-- BEGIN DATASET --
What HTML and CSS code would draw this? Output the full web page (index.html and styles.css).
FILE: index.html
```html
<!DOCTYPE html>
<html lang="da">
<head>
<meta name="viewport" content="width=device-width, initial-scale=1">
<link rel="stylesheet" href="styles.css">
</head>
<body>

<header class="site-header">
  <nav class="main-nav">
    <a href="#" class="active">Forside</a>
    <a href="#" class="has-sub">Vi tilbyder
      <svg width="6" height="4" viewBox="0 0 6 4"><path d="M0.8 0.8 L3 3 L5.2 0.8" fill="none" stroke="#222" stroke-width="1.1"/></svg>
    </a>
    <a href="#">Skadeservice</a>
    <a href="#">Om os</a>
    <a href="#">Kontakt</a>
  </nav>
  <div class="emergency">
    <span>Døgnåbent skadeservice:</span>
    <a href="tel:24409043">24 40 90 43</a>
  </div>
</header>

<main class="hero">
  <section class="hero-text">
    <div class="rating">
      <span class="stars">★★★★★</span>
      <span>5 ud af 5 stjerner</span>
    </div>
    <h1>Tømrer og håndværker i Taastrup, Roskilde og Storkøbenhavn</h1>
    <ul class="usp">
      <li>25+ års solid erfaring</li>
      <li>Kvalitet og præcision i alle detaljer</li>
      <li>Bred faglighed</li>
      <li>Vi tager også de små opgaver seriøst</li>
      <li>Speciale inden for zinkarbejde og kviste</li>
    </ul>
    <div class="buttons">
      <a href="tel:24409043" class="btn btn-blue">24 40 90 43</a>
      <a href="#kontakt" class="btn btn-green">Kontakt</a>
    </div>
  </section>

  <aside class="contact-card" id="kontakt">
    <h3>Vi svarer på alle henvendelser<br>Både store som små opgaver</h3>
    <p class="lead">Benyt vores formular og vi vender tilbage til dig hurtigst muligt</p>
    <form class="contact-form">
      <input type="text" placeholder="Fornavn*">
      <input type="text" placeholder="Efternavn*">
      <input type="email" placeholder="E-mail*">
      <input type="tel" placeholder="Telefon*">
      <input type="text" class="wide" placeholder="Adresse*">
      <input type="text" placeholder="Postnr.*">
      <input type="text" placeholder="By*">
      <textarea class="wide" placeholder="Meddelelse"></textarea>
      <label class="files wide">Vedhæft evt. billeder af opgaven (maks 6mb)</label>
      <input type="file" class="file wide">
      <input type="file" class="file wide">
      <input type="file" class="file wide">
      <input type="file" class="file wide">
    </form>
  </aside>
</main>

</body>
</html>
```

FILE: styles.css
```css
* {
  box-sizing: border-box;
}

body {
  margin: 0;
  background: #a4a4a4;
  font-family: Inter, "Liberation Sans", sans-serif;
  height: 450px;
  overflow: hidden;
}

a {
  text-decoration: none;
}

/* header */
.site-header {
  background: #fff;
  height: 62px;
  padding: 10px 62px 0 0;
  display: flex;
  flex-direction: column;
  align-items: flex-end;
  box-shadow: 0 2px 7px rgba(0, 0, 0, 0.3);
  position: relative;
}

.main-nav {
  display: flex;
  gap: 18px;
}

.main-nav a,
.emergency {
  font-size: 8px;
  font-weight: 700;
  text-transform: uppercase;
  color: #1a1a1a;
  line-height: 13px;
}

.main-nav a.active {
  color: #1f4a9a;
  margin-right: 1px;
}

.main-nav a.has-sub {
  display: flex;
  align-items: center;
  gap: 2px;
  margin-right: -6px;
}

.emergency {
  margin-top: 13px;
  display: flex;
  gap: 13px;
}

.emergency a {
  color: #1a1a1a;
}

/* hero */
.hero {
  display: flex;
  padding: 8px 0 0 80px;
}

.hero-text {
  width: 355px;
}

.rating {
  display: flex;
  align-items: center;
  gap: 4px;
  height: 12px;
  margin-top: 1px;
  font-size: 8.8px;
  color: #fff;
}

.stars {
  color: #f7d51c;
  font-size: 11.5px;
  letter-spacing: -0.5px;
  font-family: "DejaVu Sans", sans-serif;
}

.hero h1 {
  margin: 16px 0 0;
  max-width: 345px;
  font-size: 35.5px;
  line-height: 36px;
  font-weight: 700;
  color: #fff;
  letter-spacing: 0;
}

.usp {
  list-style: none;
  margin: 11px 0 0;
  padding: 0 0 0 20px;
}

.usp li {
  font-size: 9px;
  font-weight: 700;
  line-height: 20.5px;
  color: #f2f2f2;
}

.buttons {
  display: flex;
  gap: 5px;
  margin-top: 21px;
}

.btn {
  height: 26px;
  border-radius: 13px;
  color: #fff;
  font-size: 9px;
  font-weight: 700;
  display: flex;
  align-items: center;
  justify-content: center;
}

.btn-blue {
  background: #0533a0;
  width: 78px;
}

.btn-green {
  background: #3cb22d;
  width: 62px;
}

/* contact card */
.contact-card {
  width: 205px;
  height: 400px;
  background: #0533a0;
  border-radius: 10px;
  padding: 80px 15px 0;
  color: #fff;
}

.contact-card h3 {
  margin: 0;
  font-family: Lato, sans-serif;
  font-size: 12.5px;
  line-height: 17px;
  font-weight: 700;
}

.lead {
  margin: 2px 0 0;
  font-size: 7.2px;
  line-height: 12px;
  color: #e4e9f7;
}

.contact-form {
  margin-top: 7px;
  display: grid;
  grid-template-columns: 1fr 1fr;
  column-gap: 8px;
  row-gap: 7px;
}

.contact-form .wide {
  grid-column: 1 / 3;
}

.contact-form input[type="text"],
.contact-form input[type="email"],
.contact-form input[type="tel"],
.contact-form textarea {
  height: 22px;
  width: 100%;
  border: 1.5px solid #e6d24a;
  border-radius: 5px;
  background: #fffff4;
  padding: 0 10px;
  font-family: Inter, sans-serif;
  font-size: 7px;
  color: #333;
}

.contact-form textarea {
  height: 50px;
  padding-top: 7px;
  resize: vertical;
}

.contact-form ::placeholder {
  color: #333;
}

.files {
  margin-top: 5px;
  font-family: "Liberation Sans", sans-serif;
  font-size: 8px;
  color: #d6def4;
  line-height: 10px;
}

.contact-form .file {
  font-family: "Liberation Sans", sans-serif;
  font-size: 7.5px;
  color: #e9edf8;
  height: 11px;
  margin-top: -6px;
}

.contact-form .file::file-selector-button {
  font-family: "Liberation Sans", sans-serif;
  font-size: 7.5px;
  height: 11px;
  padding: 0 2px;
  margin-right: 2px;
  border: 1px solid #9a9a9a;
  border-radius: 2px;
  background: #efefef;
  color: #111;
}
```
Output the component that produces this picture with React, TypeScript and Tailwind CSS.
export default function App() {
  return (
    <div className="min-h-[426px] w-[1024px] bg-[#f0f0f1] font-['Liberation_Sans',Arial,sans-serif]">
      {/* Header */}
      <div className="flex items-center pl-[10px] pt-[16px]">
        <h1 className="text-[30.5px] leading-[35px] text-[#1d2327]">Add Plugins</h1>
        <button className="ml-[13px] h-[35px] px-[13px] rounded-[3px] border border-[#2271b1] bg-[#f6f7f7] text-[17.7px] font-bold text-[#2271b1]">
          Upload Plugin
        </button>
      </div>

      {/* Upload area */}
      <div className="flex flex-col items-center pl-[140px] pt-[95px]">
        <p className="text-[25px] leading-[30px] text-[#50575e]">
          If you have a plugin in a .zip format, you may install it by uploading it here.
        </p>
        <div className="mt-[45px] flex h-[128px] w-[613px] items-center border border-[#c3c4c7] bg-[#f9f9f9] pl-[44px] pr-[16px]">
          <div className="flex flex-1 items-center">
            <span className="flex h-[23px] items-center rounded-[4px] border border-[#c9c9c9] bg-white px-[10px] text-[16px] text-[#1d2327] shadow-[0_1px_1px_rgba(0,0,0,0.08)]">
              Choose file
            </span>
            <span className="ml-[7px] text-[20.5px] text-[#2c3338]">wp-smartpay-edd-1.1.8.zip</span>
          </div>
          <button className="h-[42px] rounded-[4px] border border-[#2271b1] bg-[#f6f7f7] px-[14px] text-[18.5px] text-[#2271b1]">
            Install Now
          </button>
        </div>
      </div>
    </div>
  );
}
-- END DATASET --
-- BEGIN DATASET --
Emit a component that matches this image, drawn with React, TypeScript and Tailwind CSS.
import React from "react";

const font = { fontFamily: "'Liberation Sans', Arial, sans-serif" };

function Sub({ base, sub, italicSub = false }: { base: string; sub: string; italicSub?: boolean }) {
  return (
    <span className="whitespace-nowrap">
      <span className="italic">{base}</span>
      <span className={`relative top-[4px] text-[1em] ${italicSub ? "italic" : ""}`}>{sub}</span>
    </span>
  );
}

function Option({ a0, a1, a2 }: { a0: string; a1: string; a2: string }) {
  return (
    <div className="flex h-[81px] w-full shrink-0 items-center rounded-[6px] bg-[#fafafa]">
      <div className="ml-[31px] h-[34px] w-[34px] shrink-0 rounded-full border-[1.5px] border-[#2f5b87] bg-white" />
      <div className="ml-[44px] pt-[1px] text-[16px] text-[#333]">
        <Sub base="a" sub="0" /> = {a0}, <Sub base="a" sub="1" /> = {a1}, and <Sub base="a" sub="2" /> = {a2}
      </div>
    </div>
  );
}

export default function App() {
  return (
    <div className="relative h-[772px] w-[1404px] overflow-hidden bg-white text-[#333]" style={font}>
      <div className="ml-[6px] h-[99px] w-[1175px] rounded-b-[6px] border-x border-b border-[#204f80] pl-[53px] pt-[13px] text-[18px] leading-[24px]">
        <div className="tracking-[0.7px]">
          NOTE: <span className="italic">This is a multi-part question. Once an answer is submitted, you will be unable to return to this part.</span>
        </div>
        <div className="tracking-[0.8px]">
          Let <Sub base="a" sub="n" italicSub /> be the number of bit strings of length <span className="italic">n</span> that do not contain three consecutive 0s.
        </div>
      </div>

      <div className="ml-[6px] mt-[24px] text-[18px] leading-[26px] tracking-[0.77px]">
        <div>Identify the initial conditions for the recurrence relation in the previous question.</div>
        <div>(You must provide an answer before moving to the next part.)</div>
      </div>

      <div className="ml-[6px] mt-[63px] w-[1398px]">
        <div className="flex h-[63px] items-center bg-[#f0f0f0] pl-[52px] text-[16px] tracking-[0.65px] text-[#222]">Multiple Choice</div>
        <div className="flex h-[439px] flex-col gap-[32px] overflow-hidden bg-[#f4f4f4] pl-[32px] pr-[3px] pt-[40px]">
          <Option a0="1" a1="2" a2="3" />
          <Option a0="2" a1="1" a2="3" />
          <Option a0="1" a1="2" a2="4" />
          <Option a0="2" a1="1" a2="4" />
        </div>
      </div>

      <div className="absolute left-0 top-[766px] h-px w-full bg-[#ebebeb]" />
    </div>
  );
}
-- END DATASET --
-- BEGIN DATASET --
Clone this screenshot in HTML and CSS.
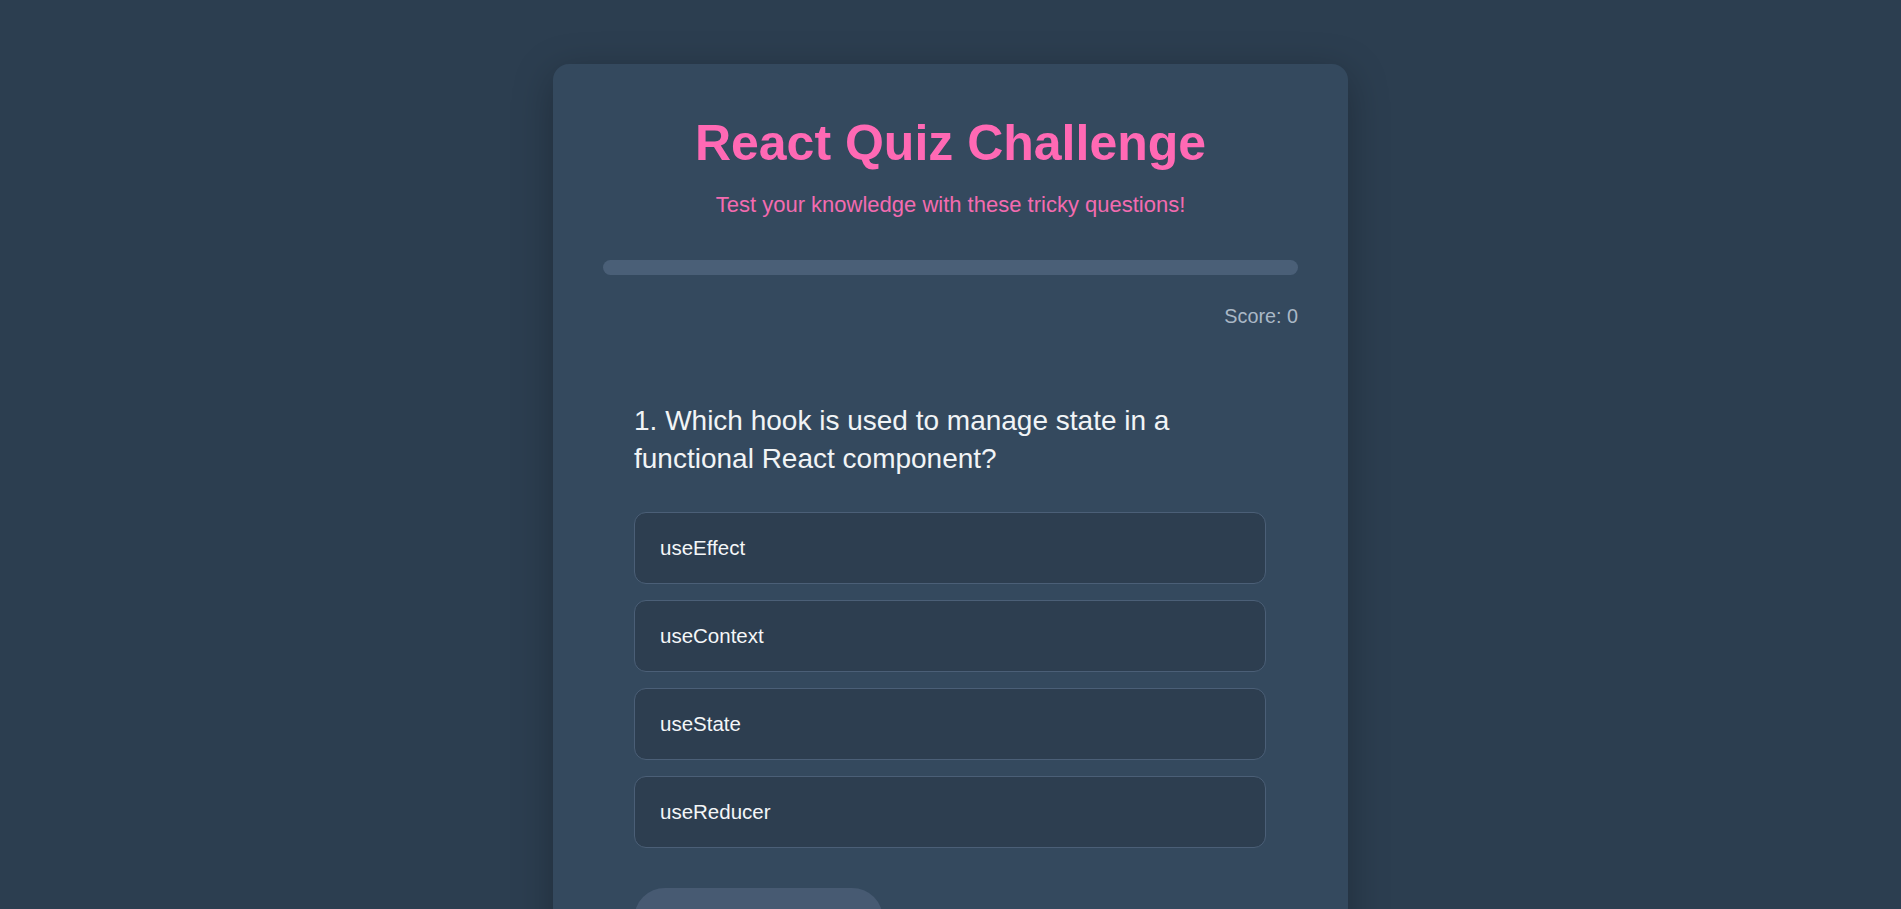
-- END DATASET --
--- WHAT YOU NEED TO DO ---
Review the preceding data and report every line that includes the string "index".

--- TASK OUTPUT ---
What HTML and CSS code would draw this? Output the full web page (index.html and styles.css).
FILE: index.html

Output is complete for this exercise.